The surge in wheat prices has highlighted “the folly of relying upon imported grain,” Mr Teverow said. “And the folly of not turning to crops that have been adapted over millennia to the climate and the soil of West Africa.”

In Nigeria, processors are producing more cassava starch and flour after collaborating with the International Institute of Tropical Agriculture, Ndidi Nwuneli, co-founder of Sahel Consulting Agriculture and Nutrition, said.

“I’m excited that our people are switching to locally sourced, high-quality, nutritious alternatives and that processors are also being compelled to look inward and see what can we find in our own backyard,” Ms Nwuneli said.

Psaltry International processes about 400 tonnes of cassava tubers daily in Nigeria’s southwest for major food and beverage companies. It’s growing new varieties of cassava to make starch and flour that are used as an additive or filler in many products.

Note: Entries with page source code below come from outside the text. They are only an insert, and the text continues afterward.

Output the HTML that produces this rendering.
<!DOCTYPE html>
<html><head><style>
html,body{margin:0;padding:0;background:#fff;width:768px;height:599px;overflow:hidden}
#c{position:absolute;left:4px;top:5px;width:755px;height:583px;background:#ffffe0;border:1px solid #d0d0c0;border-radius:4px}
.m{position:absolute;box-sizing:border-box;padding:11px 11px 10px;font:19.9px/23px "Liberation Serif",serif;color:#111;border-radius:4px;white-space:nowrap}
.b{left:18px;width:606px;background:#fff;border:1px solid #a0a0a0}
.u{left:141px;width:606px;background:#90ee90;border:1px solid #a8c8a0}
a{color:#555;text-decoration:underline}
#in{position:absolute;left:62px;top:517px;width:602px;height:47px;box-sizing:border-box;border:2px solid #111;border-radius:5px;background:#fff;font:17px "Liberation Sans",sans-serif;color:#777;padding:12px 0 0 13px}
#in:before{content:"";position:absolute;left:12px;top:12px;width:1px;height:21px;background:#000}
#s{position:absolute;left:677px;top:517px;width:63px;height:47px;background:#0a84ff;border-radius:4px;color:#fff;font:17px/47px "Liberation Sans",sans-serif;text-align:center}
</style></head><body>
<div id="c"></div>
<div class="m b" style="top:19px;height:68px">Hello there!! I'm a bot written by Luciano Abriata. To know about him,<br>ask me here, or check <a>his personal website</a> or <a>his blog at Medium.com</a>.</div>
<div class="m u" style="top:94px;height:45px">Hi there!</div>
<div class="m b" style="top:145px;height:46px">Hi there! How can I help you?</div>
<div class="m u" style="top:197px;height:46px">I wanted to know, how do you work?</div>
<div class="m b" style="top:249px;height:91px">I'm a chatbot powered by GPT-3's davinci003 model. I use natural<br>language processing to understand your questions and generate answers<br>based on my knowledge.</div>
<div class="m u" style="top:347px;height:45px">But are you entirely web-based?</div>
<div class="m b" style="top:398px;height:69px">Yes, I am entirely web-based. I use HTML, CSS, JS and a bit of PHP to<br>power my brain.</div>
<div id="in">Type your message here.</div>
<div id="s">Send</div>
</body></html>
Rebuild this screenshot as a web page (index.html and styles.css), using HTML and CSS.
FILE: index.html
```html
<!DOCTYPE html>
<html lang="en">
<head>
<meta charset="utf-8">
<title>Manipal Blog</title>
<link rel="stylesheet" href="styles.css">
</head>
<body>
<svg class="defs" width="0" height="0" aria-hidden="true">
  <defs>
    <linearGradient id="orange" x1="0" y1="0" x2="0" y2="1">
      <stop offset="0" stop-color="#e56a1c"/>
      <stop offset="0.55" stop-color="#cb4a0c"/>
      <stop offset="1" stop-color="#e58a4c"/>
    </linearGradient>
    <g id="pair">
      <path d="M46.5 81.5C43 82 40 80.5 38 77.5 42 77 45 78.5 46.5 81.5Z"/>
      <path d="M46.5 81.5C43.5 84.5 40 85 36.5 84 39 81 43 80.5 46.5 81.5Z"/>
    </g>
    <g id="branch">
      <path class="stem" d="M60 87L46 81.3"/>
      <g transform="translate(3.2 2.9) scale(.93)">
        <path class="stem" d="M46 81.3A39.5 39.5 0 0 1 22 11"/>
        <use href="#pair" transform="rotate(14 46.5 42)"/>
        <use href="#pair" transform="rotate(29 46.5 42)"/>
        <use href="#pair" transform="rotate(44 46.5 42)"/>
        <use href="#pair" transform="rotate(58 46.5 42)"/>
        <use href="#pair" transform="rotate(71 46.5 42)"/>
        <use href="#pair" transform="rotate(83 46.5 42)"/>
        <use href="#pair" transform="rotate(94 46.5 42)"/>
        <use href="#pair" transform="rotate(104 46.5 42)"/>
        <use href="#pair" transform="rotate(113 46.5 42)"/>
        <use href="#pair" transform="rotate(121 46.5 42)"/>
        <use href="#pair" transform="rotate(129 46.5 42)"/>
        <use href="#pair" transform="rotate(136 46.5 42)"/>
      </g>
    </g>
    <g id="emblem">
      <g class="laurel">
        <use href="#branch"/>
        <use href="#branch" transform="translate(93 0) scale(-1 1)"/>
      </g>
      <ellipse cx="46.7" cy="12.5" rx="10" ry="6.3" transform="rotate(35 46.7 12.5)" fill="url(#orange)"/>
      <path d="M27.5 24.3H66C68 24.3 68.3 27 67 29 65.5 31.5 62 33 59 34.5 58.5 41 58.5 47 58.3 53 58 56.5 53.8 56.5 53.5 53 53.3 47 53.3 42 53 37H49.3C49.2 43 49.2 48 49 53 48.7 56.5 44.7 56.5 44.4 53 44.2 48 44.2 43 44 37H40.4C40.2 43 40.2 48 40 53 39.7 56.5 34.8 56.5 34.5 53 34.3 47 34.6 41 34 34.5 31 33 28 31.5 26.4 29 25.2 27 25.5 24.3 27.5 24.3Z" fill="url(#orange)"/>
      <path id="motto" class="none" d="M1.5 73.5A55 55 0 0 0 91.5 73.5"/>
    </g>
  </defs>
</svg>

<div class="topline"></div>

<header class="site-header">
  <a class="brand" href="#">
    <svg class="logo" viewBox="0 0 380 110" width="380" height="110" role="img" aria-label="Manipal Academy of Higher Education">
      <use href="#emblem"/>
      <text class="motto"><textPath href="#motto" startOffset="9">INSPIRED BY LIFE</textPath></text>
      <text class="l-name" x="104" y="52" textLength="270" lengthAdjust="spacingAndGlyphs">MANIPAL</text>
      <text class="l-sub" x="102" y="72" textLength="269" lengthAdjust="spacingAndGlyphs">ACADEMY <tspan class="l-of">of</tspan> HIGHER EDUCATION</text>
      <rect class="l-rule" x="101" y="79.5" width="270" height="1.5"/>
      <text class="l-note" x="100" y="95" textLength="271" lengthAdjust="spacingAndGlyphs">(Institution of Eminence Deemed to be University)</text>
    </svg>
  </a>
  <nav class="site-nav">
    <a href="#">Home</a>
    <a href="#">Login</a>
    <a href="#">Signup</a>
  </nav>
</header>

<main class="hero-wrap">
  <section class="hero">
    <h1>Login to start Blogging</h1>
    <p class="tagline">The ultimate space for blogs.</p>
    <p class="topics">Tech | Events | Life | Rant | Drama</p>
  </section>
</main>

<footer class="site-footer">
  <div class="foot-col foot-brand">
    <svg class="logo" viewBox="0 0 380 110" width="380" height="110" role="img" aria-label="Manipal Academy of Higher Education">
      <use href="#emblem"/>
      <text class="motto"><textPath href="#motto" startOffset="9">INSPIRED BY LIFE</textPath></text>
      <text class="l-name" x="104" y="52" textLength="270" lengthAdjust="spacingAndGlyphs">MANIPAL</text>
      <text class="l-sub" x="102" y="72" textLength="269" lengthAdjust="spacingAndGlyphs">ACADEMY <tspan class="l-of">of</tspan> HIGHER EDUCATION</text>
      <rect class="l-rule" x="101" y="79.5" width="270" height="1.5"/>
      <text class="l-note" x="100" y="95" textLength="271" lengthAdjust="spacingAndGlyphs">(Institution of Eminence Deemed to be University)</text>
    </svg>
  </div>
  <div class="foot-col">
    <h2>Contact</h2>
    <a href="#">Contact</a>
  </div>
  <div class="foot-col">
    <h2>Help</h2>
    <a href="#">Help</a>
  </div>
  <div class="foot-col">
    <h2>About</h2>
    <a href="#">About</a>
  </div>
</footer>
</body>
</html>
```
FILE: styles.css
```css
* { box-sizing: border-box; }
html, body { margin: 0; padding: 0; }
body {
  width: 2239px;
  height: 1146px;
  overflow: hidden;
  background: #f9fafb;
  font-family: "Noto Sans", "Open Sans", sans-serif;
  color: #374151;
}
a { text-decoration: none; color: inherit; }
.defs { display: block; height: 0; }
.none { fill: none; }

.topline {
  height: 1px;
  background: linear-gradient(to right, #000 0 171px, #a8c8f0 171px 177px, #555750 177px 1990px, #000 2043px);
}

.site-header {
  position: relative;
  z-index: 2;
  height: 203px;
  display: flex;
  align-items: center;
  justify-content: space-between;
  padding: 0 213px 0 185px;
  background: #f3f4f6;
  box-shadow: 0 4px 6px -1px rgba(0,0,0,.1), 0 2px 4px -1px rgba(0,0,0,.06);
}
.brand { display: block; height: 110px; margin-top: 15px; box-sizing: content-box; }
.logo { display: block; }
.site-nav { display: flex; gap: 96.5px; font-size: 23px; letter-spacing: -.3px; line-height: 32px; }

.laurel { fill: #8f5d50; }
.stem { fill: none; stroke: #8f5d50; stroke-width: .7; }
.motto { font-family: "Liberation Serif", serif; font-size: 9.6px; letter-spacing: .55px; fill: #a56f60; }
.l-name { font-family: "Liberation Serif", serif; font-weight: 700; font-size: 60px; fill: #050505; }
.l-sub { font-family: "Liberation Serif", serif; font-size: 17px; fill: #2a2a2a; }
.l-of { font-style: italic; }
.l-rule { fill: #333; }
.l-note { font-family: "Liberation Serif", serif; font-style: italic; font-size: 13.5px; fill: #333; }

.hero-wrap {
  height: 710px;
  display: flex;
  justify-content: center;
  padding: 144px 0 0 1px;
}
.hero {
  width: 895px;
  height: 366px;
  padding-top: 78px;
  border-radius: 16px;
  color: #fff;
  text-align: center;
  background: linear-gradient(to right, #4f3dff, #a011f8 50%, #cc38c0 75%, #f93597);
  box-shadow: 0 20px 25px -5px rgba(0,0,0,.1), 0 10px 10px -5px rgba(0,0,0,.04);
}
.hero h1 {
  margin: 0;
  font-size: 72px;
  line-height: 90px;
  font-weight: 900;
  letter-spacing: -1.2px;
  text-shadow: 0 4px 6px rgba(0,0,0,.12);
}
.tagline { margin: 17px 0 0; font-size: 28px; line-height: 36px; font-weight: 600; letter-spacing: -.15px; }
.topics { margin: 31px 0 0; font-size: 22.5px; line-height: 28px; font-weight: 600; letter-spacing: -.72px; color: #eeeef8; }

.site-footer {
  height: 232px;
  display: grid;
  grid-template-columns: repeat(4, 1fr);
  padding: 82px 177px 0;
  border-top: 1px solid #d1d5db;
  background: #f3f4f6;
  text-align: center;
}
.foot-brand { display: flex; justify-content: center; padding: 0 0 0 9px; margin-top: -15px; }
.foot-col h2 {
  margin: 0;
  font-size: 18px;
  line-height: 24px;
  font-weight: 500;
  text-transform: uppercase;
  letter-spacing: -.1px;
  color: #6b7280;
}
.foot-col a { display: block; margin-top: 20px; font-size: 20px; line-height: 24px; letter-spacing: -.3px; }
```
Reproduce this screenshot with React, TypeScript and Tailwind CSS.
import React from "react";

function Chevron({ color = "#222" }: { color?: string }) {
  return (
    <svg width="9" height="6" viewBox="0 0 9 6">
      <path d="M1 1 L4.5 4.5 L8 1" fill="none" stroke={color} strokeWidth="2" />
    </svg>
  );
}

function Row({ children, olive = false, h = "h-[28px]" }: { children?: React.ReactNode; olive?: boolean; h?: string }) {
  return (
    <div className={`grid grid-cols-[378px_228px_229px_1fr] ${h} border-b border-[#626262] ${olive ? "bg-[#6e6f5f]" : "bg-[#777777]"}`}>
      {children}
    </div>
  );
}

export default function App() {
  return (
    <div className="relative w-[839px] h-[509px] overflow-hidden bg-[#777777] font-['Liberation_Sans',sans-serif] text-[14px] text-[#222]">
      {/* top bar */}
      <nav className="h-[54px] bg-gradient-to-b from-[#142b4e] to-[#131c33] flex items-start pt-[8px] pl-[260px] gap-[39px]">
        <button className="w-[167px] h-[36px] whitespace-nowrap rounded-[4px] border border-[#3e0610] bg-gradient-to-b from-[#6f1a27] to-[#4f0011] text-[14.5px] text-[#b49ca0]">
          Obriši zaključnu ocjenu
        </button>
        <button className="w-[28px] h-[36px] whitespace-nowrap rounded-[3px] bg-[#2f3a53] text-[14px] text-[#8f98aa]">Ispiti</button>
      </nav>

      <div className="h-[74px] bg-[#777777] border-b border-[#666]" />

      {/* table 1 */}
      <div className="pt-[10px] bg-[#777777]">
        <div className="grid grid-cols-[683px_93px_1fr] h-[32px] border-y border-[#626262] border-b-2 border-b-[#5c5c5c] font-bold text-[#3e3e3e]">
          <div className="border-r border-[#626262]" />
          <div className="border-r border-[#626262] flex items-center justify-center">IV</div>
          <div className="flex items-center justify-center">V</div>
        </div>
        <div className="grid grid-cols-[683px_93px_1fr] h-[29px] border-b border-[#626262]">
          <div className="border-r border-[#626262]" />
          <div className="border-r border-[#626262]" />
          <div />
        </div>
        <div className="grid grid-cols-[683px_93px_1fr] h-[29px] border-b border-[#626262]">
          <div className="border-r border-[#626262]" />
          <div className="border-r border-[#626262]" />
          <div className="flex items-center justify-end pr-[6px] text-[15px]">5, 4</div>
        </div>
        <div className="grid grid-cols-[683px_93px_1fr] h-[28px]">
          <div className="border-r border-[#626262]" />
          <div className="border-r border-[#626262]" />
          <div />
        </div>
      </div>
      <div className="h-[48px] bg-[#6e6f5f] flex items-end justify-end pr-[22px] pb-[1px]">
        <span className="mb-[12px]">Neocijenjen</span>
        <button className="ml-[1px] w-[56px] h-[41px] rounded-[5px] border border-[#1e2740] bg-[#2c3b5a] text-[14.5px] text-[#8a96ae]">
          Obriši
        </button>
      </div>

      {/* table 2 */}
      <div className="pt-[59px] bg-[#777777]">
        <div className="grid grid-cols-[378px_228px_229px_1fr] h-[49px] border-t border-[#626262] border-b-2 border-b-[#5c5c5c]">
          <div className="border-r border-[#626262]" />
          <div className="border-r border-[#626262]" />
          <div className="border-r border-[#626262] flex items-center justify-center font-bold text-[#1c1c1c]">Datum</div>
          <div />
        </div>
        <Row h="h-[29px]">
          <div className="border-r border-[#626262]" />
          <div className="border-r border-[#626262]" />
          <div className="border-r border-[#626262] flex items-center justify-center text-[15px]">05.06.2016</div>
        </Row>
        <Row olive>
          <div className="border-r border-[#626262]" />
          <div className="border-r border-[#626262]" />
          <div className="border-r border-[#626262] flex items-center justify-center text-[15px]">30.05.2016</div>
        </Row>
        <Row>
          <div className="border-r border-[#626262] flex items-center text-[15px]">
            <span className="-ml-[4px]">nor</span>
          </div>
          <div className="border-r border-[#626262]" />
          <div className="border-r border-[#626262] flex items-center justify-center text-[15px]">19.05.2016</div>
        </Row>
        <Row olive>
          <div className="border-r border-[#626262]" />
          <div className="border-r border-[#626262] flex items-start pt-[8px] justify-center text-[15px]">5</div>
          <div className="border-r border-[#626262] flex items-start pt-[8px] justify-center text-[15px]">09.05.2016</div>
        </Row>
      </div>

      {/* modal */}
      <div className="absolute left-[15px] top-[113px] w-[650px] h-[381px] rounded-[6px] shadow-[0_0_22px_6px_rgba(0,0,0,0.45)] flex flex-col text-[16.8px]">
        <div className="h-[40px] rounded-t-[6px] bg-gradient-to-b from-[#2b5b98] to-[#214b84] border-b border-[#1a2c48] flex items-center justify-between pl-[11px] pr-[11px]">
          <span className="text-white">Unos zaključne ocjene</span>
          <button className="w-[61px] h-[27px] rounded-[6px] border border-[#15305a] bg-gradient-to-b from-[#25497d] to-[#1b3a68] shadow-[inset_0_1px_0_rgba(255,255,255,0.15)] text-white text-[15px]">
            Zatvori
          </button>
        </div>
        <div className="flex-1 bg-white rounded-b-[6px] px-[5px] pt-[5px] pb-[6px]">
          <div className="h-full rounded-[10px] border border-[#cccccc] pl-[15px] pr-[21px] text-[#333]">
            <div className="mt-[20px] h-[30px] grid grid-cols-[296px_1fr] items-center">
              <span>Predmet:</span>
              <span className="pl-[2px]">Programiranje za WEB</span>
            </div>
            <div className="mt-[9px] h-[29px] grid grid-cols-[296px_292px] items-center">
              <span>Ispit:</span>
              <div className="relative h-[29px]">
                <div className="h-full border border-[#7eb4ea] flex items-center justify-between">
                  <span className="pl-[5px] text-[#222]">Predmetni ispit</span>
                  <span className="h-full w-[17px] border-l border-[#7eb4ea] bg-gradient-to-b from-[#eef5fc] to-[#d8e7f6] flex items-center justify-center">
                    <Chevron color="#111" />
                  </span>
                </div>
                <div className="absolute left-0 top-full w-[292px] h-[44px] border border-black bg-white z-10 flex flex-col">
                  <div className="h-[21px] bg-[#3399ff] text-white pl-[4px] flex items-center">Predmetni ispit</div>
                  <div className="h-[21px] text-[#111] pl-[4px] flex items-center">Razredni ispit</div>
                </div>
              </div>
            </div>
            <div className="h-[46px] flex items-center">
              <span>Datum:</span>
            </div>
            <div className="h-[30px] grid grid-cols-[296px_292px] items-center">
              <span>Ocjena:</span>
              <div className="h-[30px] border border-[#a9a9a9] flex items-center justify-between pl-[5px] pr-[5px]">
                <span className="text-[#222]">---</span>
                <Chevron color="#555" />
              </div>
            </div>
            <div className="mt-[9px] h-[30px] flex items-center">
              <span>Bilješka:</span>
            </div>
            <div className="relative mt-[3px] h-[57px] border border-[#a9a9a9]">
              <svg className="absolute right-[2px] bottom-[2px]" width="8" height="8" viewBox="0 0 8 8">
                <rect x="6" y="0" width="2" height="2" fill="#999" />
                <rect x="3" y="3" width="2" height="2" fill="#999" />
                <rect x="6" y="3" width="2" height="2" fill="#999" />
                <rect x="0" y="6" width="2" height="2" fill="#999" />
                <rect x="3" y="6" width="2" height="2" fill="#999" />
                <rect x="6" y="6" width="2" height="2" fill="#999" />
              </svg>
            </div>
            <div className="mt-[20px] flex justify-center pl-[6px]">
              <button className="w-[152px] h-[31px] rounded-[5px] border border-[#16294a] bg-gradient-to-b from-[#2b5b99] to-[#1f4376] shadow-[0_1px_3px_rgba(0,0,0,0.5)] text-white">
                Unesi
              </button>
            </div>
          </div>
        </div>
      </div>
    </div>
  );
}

“We’re getting more orders from our offtakers because they can’t get wheat,” said Psaltry chief executive Yemisi Iranloye.

Teff, a key ingredient to make an Ethiopian staple known as injera, is also increasingly being used as a gluten-free, high-fibre substitute to flour.

But the shift isn’t happening fast enough. African farmers need more funding and logistics support to fill the gap, Ms Iranloye said.

“The crisis has met us in a state of unpreparedness,” she said.